A concert given by the girls proves a huge success, but Elsie is forbidden to take part as a result of her behaviour towards Anna when the decision was made to strip Elsie of her position as joint head girl. Anna and Carlotta both offer Elsie an olive branch, but Elsie has still not learned her lesson after being left out and sets out to ruin a birthday party given by Carlotta as revenge. However Hilary discovers Elsie's plan, and instead of holding the party the evening of Carlotta's birthday as planned, the girls hold a midnight feast the night before instead. Elsie gets into trouble as a result when her plan to expose the private party backfires. There is also a new drama mistress this year, Miss Quentin. Alison chooses to worship her (she always finds someone each year). However, at the end of the term, Alison is badly let down by Miss Quentin when she finds out that the mistress laughs at her behind her back and chose Gladys over her for the principal role in the play. She finally finds some dignity and is then very cold to Miss Quentin and snubs her.

At term's end, Anna is told she is now ready to go up to the Third Form due to her much improved behaviour.
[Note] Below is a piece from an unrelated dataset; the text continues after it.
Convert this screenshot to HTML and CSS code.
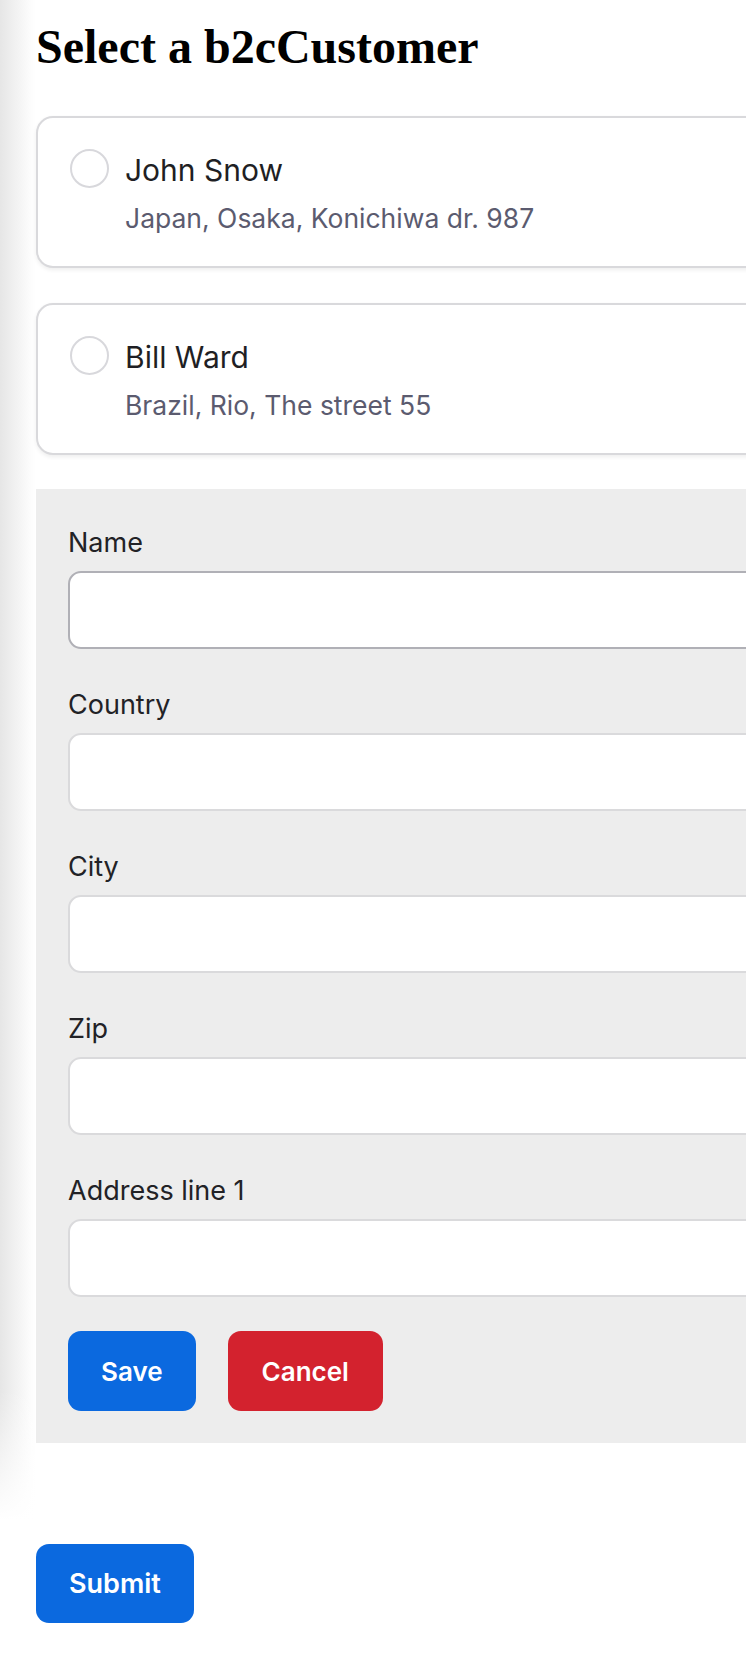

Elsie is also granted passage into the Third Form after she apologises to Anna and Carlotta for trying to ruin the birthday party, but is told that she is on her last chance and that she must drop her malicious and spiteful attitude if she wants to stay there, and that one mistake will see her expelled from the school.

==Main characters==

===Isabel O’Sullivan===
Isabel is the twin sister of Pat and shares many similarities with her twin. It is suggested that Isabel is better at keeping her temper than Pat. She is part Irish and good at sport, as she is eager to play and was picked for several matches in the first form. Though there are various girls who are focused on particularly in each book, the main focus throughout the series is on Isabel and Pat. The main focus on Isabel in the book is her sticking up for, and befriending, the defiant newcomer Mirabel Unwin

===Patricia 'Pat' O’Sullivan===
Pat is the twin sister of Isabel and very similar to her. They both enjoy working together, love sports, and are each other's best friend. They also look practically identical. Pat
has a slightly hotter temper than Isabel. In the Christmas show Pat performs a comical dialogue with Isabel but they don't think it is very good compared to the other acts.

===Elsie Fanshawe===
Elsie stayed down in the second form for the term – she should have really gone up to the third form. She is spiteful and Carlotta calls her 'Catty Elisie'. There is a feud between her and the rest of the form. When Carlotta tries to invite her to her midnight feast, Elsie refuses, though she wants to go and plots to ruin it for the second formers. When Elsie sees Miss Theobald at the end of term Miss Theobald says she is not up to go to the third form in either behaviour or work, though she is too old to be in the second form. This suggests she may have a learning problem or just doesn't try very hard. At the very end of the book, Elsie shows a bit of a change in spirit and is nice to Gladys, who is sad that her mother is ill. Elsie is the main antagonist of the book but isn't mentioned in any other books in the series, so it is unknown whether she really turns over a new leaf or whether she reverts to her old ways.

==Other==
- Later reprints of the book change from Carlotta slapping Mirabel for ruining a Drama class to her stepping on her toe.
- Gladys mentions that during the summer she has to stay at school due to her mother being ill and having no other family, she will be the only one there apart from two other girls whose parents are in India. It is later discovered that Hilary Wentworth was probably one of these girls as she doesn't come back for the sixth form as she is going to join her parents there.